Often, when we get carried away, we consider that all the wrongs and harms are caused by others. The reality is that we get upset because the other person did not meet our needs. The key is therefore to identify our needs (and to express them).

It may seem simple, but it is not always the case. Do not tell me I am the only one who sometimes gets upset without knowing why?!

It is a real introspective work to identify the root cause of our feelings!

For example:

  • I need to have a clean and tidy house
  • I need to be shown respect for my work/ who I am
  • I need my cat to be safe in the garden

Principle 4 – Expressing a clear request that will make my life better

Now that we have identified our needs, it is time to express them! Simple, isn’t it? Once again, beware of not blaming others while doing so.

Personal note: in couple relationships, I thought the goal was NOT to express our needs and wait for the other one to guess them. Isn’t it? Oh ok, my bad” 😉

When the request is expressed clearly and with compassion, it creates a compassionate response. Ideally, the request is positive: what needs to be done instead of what should not be done. The request includes concrete actions.

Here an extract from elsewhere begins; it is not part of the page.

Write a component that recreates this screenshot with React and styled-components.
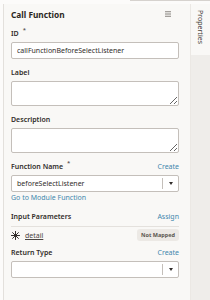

Here are examples of clear expressions of needs:

  • I would like you to help me clean the dishes on the days I come back late from work
  • I would like you to be on time to our meetings or to let me know sufficiently in advance when you cannot make it on time.
  • I would like you to stay calm with my cat and to call me if necessary.

Let’s summarize

Instead of triggering a couple of fights due to the piling up of the dishes in the sink for the last week, we could say…

… “The dishes have been piling up in the sink for a week (fact). I feel upset (feeling) as I need the house to be clean and tidy (need). Can we establish a schedule to clean the dishes? (Request)

What if I am verbally assaulted?

We may give the best of ourselves; we sometimes get verbally assaulted without asking for it!

The above 4 principles of nonviolent communication still apply but they require to practice the use of empathy. When we listen with empathy, we learn to hear the feelings, needs, and requests from others. The goal is to help the other person express them clearly by using rephrasing or reformulation techniques.

Example from a real-life situation

Instead of calling the man an “ass***” when he molested my cat and raised his voice with me, I could have said…

… “when my cat touched your earphones, you mimicked a violent gesture toward him, and you now raise your voice with me. (Fact). It looks like you feel angry (Feeling) Could you please explain to me the reasons for it? (Question to identify the needs)

Let’s assume the man wanted to practice air-golf in peace and does not like cats.

“I hear that you need to practice your activity without being disturbed and that you do not feel comfortable with cats [Rephrasing the feeling and need].  Would you feel more comfortable if I took my cat home during the time you practice golf? [Asking for confirmation/ rephrasing of the request]

And that’s it! Not only would I have earned the peace of mind to know my cat in a safe place, but on top of that, I would have initiated a constructive dialogue with this man.

Being compassionate is to have honest intentions!

Nonviolent communication is to be used without irony!

For example, if I had made fun of the fact that the man practices “air-golf” and that he is afraid of cats, all this with a smile on my lips, it would not have worked. Intentions need to be honest!

Nonviolent communication also works with our inner voice

Our inner speech can sometimes be violent without us realizing it: I am stupid, I am worthless, I can never do…, I always react this way, etc.

It is possible to change our inner speech by following the 4 principles of nonviolent communication:

  • 1/ What are the facts?  E.g.: my boss refused to give me a raise 
  • 2/ What are my feelings? E.g.: I feel that I am not valued as highly as I should be  
  • 3/ What needs have to be met? E.g.: I need to know that my boss appreciates the efforts I put at work, even if things are not perfect
  • 4/ What request would help restore a state of wellbeing? E.g.: I would like to have a chat with my boss to know what he likes about my work and how I could improve it. I would also like to know the reason why he refused to give me a raise (maybe it has nothing to do with me!)

It is very important to restore a nonviolent inner speech. How can we be compassionate with others when we are not compassionate with ourselves!?

If you see a bit of yourself in this description, then ask yourself: what are the unmet needs that nourish your inner voice?